Holding — Forrester, J.
- The court held that the plaintiff’s motion to remand should be granted and removal was improper; the case was remanded to the Superior Court of Fulton County, Georgia, and the defendant was ordered to pay the costs and disbursements of removal.
Rule
- Removal based on later developments in the state case depended on whether the plaintiff voluntarily caused the case to become removable; involuntary changes do not create removable status.
Reasoning
- The court analyzed the removal statute and longstanding precedent on the voluntary-involuntary rule, explaining that a case that was nonremovable at the outset could become removable only through the plaintiff’s voluntary action; involuntary actions, such as a court-ordered dismissal or transfer, did not by themselves make a case removable.
- It reviewed the history beginning with Powers and Whitcomb and explained that the rule serves to prevent removal influenced by later developments that might be reversed on appeal, while acknowledging that some later cases treated finality as a factor but concluded the core idea was the plaintiff’s control over removability.
- In this case, the transfer of venue to Mitchell County, which created complete diversity, was not the result of the plaintiff’s voluntary act since the plaintiff faced an option to pay transfer fees with dismissal as a possible consequence, and the court’s action or the defendants’ actions led to the transfer against the plaintiff’s wishes.
- The court rejected the defendant’s argument that the rule should be ignored because the transfer was final or because the reasoning behind the rule has evolved, emphasizing the long-settled policy that the plaintiff determines the path to removability unless fraud or other exceptions apply.
- Because the transfer order was not a voluntary act by the plaintiff and removal would undermine the plaintiff’s control over whether the case remains in state court, the case could not be removed, and remand was proper.
- The judge also noted that the lack of a final, appealable order on all claims meant that an appeal to challenge the transfer would not have offered a practical path to avoid duplicative litigation, reinforcing the remand decision.
Deep Dive: How the Court Reached Its Decision
Voluntary-Involuntary Rule
The court's reasoning centered on the application of the voluntary-involuntary rule, which determines when a case becomes removable to federal court. According to this rule, a case may become removable if a resident defendant is dismissed from the case due to a voluntary act by the plaintiff. The court emphasized that the rule is designed to give the plaintiff control over whether the case becomes removable. In this case, the dismissal of the resident defendants, McKenzie Tank Lines and Elbert LeSueur Grier, was not voluntary because it resulted from the state court's decision to transfer the venue, not from any action taken by the plaintiff. Therefore, the transfer did not make the case removable under the voluntary-involuntary rule.
Transfer of Venue
The court examined the nature of the venue transfer, which was ordered by the Superior Court of Fulton County due to a lack of personal jurisdiction over McKenzie Tank Lines and Elbert LeSueur Grier. The transfer left National Union Fire Insurance Company as the sole defendant in the Fulton County action. The court noted that the decision to transfer venue was not initiated by the plaintiff but was a result of the court acting against the plaintiff's wishes. The plaintiff had no choice but to comply with the transfer order, and the option to pay transfer fees did not render the transfer a voluntary act. This involuntary nature of the venue transfer meant that the conditions for removal under the voluntary-involuntary rule were not met.
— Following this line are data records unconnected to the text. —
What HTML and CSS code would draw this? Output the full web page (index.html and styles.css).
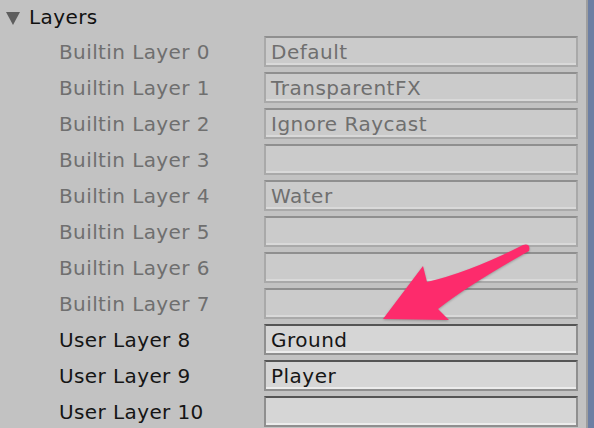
FILE: index.html
```html
<!DOCTYPE html>
<html>
<head>
<meta charset="utf-8">
<link rel="stylesheet" href="styles.css">
</head>
<body>
<div class="window">
  <div class="panel">
    <div class="header">
      <span class="tri"></span>
      <span class="title">Layers</span>
    </div>
    <div class="rows">
      <div class="row builtin"><span class="label">Builtin Layer 0</span><div class="field">Default</div></div>
      <div class="row builtin"><span class="label">Builtin Layer 1</span><div class="field">TransparentFX</div></div>
      <div class="row builtin"><span class="label">Builtin Layer 2</span><div class="field">Ignore Raycast</div></div>
      <div class="row builtin"><span class="label">Builtin Layer 3</span><div class="field"></div></div>
      <div class="row builtin"><span class="label">Builtin Layer 4</span><div class="field">Water</div></div>
      <div class="row builtin"><span class="label">Builtin Layer 5</span><div class="field"></div></div>
      <div class="row builtin"><span class="label">Builtin Layer 6</span><div class="field"></div></div>
      <div class="row builtin"><span class="label">Builtin Layer 7</span><div class="field"></div></div>
      <div class="row user"><span class="label">User Layer 8</span><div class="field">Ground</div></div>
      <div class="row user"><span class="label">User Layer 9</span><div class="field">Player</div></div>
      <div class="row user"><span class="label">User Layer 10</span><div class="field"></div></div>
    </div>
    <svg class="arrow" width="594" height="428" viewBox="0 0 594 428">
      <path d="M383,319 L423,266 L427,282 Q470,272 523,245 Q531,243 529,251 Q470,284 438,309 L449,320 Z" fill="#fd2b6c"/>
    </svg>
  </div>
  <div class="edge"></div>
</div>
</body>
</html>
```
FILE: styles.css
```css
html, body {
  margin: 0;
  padding: 0;
}
body {
  width: 594px;
  height: 428px;
  overflow: hidden;
  background: #c2c2c2;
  font-family: "DejaVu Sans", "Liberation Sans", sans-serif;
}
.window {
  display: flex;
  height: 428px;
}
.panel {
  flex: 1;
  position: relative;
  padding-right: 8px;
}
.header {
  height: 36px;
  display: flex;
  align-items: center;
  padding-left: 6px;
  box-sizing: border-box;
  padding-bottom: 2px;
}
.tri {
  width: 0;
  height: 0;
  border-left: 7px solid transparent;
  border-right: 7px solid transparent;
  border-top: 13px solid #5e5e5e;
  margin-right: 9px;
  margin-top: 2px;
}
.title {
  font-size: 20px;
  letter-spacing: 0.4px;
  color: #111;
}
.rows {
  display: flex;
  flex-direction: column;
}
.row {
  height: 36px;
  display: grid;
  grid-template-columns: 264px 314px;
  align-items: start;
}
.label {
  padding-left: 59px;
  font-size: 20px;
  letter-spacing: 0.4px;
  line-height: 33px;
  white-space: nowrap;
}
.field {
  height: 31px;
  box-sizing: border-box;
  border: 2px solid #a9a9a9;
  border-top-color: #8f8f8f;
  border-bottom-color: #a9a9a9;
  box-shadow: inset 0 -2px 0 #d9d9d9;
  background: #cbcbcb;
  padding-left: 5px;
  font-size: 20px;
  letter-spacing: 0.5px;
  line-height: 29px;
  white-space: nowrap;
}
.builtin .label, .builtin .field {
  color: #6f6f6f;
}
.user .label {
  color: #151515;
}
.user .field {
  color: #151515;
  background: #d6d6d6;
  border-color: #8f8f8f;
  border-top-color: #555;
  box-shadow: inset 0 -2px 0 #ececec;
}
.arrow {
  position: absolute;
  left: 0;
  top: 0;
  pointer-events: none;
  filter: drop-shadow(0 1px 1px rgba(0,0,0,0.25));
}
.edge {
  width: 8px;
  border-left: 2px solid #9e9e9e;
  box-sizing: border-box;
  background: #6c7fa3;
}
```
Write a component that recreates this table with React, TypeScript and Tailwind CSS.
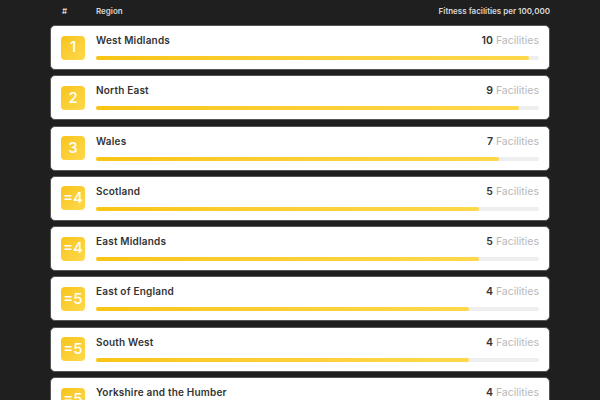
import React from 'react';

interface Row {
  rank: string;
  region: string;
  count: number;
}

const rows: Row[] = [
  { rank: '1', region: 'West Midlands', count: 10 },
  { rank: '2', region: 'North East', count: 9 },
  { rank: '3', region: 'Wales', count: 7 },
  { rank: '=4', region: 'Scotland', count: 5 },
  { rank: '=4', region: 'East Midlands', count: 5 },
  { rank: '=5', region: 'East of England', count: 4 },
  { rank: '=5', region: 'South West', count: 4 },
  { rank: '=5', region: 'Yorkshire and the Humber', count: 4 },
];

const App: React.FC = () => {
  return (
    <div
      className="w-[600px] h-[400px] overflow-hidden bg-[#1f1f1f]"
      style={{ fontFamily: 'Inter, "Open Sans", sans-serif' }}
    >
      <div className="mx-[50px] w-[500px]">
        {/* Header */}
        <div className="flex items-center h-[22px] text-[8px] font-semibold text-[#d8d8d8]">
          <span className="w-[46px] pl-[12px]">#</span>
          <span>Region</span>
          <span className="ml-auto">Fitness facilities per 100,000</span>
        </div>

        {/* Cards */}
        <div className="flex flex-col gap-[5.3px] mt-[3px]">
          {rows.map((row, i) => (
            <div
              key={i}
              className="flex items-center h-[45px] shrink-0 bg-white rounded-[5px] border border-[#555] pl-[10px] pr-[10px]"
            >
              <div className="w-[24px] h-[24px] rounded-[4px] bg-gradient-to-br from-[#f7c415] to-[#ffd94a] flex items-center justify-center text-white text-[15px] font-medium">
                {row.rank}
              </div>
              <div className="flex-1 self-start mt-[7px] ml-[11px] flex flex-col">
                <div className="flex items-baseline h-[16px]">
                  <span className="text-[10px] font-semibold text-[#333] tracking-[0.2px]">{row.region}</span>
                  <span className="ml-auto text-[10.5px]">
                    <span className="font-semibold text-[#333]">{row.count}</span>{' '}
                    <span className="text-[#b8b8b8]">Facilities</span>
                  </span>
                </div>
                <div className="mt-[7px] h-[4px] rounded-full bg-[#eeeeee]">
                  <div
                    className="h-full rounded-full bg-gradient-to-r from-[#f8c513] to-[#ffd84a]"
                    style={{ width: `${333 + row.count * 10}px` }}
                  />
                </div>
              </div>
            </div>
          ))}
        </div>
      </div>
    </div>
  );
};

export default App;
Rationale of Finality and Appealability
The court addressed the defendant's argument that the voluntary-involuntary rule should not apply because the rationale for the rule, which involves considerations of finality and appealability, was not present. The defendant argued that the rule's purpose is to prevent removal when state court developments could later be reversed on appeal. However, the court found that the voluntary-involuntary rule is not based on this rationale. It noted that the rule aims to maintain the plaintiff's power to determine the removability of the case. The court concluded that this purpose does not depend on whether the state court's decision is final or appealable, but instead focuses on the voluntary nature of the plaintiff's actions.
Precedent and Supreme Court Cases
The court reviewed precedent from U.S. Supreme Court cases that developed the voluntary-involuntary rule. It referenced cases such as Powers v. Chesapeake and O. Ry. and Whitcomb v. Smithson, which established that a case becomes removable only through the plaintiff's voluntary actions. The court highlighted that in these cases, removal was denied even when there was no possibility of appeal or reversal in state courts, indicating that finality was not the rule's basis. The court reinforced that the rule is intended to allow the plaintiff to control the removability of the case unless there is a fraudulent intent to defeat removal. Therefore, the change in diversity due to the court-ordered venue transfer did not satisfy the conditions for removal.
Conclusion
The court concluded that the removal of the case to federal court was improper because the transfer of venue, which resulted in complete diversity, was not a voluntary act by the plaintiff. It reaffirmed the voluntary-involuntary rule's principle that only the plaintiff's voluntary actions can make a case removable. The court ordered that the case be remanded to the Superior Court of Fulton County, Georgia. The decision underscored the importance of the plaintiff's control over the jurisdictional status of their case and rejected the defendant's arguments regarding finality and appealability as irrelevant to the rule's application.